>> BEGIN

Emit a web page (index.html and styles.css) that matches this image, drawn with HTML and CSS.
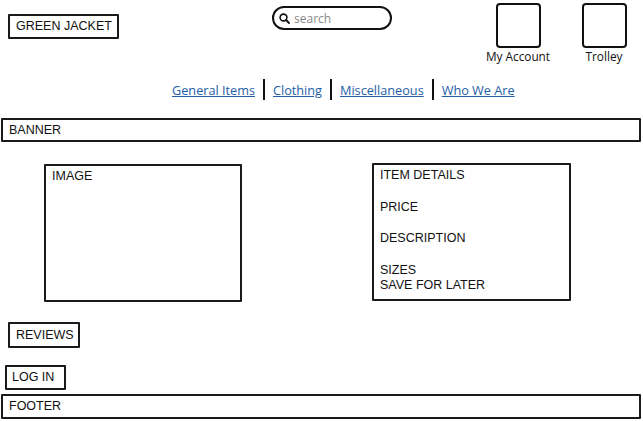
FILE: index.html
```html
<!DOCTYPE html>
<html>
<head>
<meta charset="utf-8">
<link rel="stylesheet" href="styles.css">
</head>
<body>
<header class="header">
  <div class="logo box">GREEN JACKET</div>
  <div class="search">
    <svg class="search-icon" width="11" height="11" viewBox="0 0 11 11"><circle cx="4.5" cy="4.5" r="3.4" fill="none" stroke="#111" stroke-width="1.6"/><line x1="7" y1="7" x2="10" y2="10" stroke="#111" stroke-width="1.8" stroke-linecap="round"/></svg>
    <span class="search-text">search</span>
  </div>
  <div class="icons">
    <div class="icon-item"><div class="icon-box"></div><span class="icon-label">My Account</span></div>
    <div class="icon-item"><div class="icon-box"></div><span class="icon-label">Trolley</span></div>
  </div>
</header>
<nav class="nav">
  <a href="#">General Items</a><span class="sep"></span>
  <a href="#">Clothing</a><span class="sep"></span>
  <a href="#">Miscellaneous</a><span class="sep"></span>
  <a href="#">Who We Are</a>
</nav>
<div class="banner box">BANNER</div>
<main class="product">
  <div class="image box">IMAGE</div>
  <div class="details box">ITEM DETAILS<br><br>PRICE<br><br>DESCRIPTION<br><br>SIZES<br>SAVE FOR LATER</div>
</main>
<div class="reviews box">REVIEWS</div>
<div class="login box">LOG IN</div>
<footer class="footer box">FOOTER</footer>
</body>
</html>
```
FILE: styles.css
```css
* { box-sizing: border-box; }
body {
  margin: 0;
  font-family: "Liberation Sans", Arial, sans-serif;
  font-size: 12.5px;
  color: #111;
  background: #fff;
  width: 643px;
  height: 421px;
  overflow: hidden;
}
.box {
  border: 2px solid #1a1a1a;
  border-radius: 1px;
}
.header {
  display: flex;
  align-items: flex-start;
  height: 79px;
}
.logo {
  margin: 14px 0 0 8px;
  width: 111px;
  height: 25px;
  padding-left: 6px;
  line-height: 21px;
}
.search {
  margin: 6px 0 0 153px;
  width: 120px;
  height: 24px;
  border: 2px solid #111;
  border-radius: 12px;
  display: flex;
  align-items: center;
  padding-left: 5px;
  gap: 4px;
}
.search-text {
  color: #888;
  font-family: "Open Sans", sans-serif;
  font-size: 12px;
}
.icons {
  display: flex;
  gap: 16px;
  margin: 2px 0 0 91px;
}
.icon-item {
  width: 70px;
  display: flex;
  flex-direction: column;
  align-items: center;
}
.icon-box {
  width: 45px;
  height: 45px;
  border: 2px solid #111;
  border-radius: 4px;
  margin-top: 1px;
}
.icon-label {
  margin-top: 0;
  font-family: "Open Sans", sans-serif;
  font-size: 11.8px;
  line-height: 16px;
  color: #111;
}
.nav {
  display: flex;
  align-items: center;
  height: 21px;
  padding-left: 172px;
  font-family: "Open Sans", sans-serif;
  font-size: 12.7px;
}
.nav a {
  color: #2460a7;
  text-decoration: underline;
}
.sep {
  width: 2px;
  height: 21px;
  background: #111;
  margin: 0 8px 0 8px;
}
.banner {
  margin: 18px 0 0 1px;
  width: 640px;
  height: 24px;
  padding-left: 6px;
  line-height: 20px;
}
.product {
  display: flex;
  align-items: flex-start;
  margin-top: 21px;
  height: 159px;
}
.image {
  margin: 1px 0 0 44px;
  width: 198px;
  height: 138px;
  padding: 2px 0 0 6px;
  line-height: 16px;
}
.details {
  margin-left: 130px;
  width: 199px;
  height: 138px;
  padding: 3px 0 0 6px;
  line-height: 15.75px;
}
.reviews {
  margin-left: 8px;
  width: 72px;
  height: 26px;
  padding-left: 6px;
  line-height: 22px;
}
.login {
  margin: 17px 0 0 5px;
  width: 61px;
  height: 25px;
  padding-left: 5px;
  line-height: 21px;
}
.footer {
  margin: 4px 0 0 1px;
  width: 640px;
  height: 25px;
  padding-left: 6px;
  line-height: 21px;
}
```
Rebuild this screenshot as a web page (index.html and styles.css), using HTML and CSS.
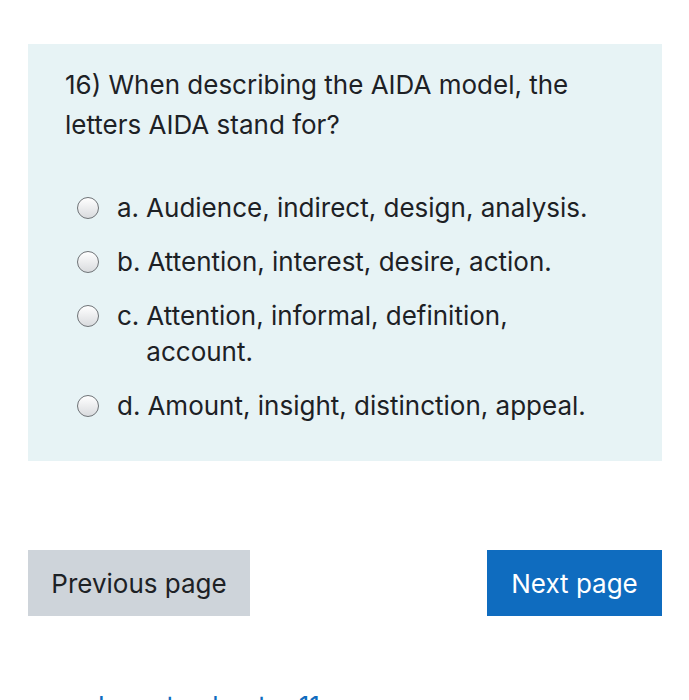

>> END

Do not include images; quote all of the entries above exactly.

Emit a web page (index.html and styles.css) that matches this image, drawn with HTML and CSS.
FILE: index.html
```html
<!DOCTYPE html>
<html>
<head>
<meta charset="utf-8">
<link rel="stylesheet" href="styles.css">
</head>
<body>
<header class="header">
  <div class="logo box">GREEN JACKET</div>
  <div class="search">
    <svg class="search-icon" width="11" height="11" viewBox="0 0 11 11"><circle cx="4.5" cy="4.5" r="3.4" fill="none" stroke="#111" stroke-width="1.6"/><line x1="7" y1="7" x2="10" y2="10" stroke="#111" stroke-width="1.8" stroke-linecap="round"/></svg>
    <span class="search-text">search</span>
  </div>
  <div class="icons">
    <div class="icon-item"><div class="icon-box"></div><span class="icon-label">My Account</span></div>
    <div class="icon-item"><div class="icon-box"></div><span class="icon-label">Trolley</span></div>
  </div>
</header>
<nav class="nav">
  <a href="#">General Items</a><span class="sep"></span>
  <a href="#">Clothing</a><span class="sep"></span>
  <a href="#">Miscellaneous</a><span class="sep"></span>
  <a href="#">Who We Are</a>
</nav>
<div class="banner box">BANNER</div>
<main class="product">
  <div class="image box">IMAGE</div>
  <div class="details box">ITEM DETAILS<br><br>PRICE<br><br>DESCRIPTION<br><br>SIZES<br>SAVE FOR LATER</div>
</main>
<div class="reviews box">REVIEWS</div>
<div class="login box">LOG IN</div>
<footer class="footer box">FOOTER</footer>
</body>
</html>
```
FILE: styles.css
```css
* { box-sizing: border-box; }
body {
  margin: 0;
  font-family: "Liberation Sans", Arial, sans-serif;
  font-size: 12.5px;
  color: #111;
  background: #fff;
  width: 643px;
  height: 421px;
  overflow: hidden;
}
.box {
  border: 2px solid #1a1a1a;
  border-radius: 1px;
}
.header {
  display: flex;
  align-items: flex-start;
  height: 79px;
}
.logo {
  margin: 14px 0 0 8px;
  width: 111px;
  height: 25px;
  padding-left: 6px;
  line-height: 21px;
}
.search {
  margin: 6px 0 0 153px;
  width: 120px;
  height: 24px;
  border: 2px solid #111;
  border-radius: 12px;
  display: flex;
  align-items: center;
  padding-left: 5px;
  gap: 4px;
}
.search-text {
  color: #888;
  font-family: "Open Sans", sans-serif;
  font-size: 12px;
}
.icons {
  display: flex;
  gap: 16px;
  margin: 2px 0 0 91px;
}
.icon-item {
  width: 70px;
  display: flex;
  flex-direction: column;
  align-items: center;
}
.icon-box {
  width: 45px;
  height: 45px;
  border: 2px solid #111;
  border-radius: 4px;
  margin-top: 1px;
}
.icon-label {
  margin-top: 0;
  font-family: "Open Sans", sans-serif;
  font-size: 11.8px;
  line-height: 16px;
  color: #111;
}
.nav {
  display: flex;
  align-items: center;
  height: 21px;
  padding-left: 172px;
  font-family: "Open Sans", sans-serif;
  font-size: 12.7px;
}
.nav a {
  color: #2460a7;
  text-decoration: underline;
}
.sep {
  width: 2px;
  height: 21px;
  background: #111;
  margin: 0 8px 0 8px;
}
.banner {
  margin: 18px 0 0 1px;
  width: 640px;
  height: 24px;
  padding-left: 6px;
  line-height: 20px;
}
.product {
  display: flex;
  align-items: flex-start;
  margin-top: 21px;
  height: 159px;
}
.image {
  margin: 1px 0 0 44px;
  width: 198px;
  height: 138px;
  padding: 2px 0 0 6px;
  line-height: 16px;
}
.details {
  margin-left: 130px;
  width: 199px;
  height: 138px;
  padding: 3px 0 0 6px;
  line-height: 15.75px;
}
.reviews {
  margin-left: 8px;
  width: 72px;
  height: 26px;
  padding-left: 6px;
  line-height: 22px;
}
.login {
  margin: 17px 0 0 5px;
  width: 61px;
  height: 25px;
  padding-left: 5px;
  line-height: 21px;
}
.footer {
  margin: 4px 0 0 1px;
  width: 640px;
  height: 25px;
  padding-left: 6px;
  line-height: 21px;
}
```
Rebuild this screenshot as a web page (index.html and styles.css), using HTML and CSS.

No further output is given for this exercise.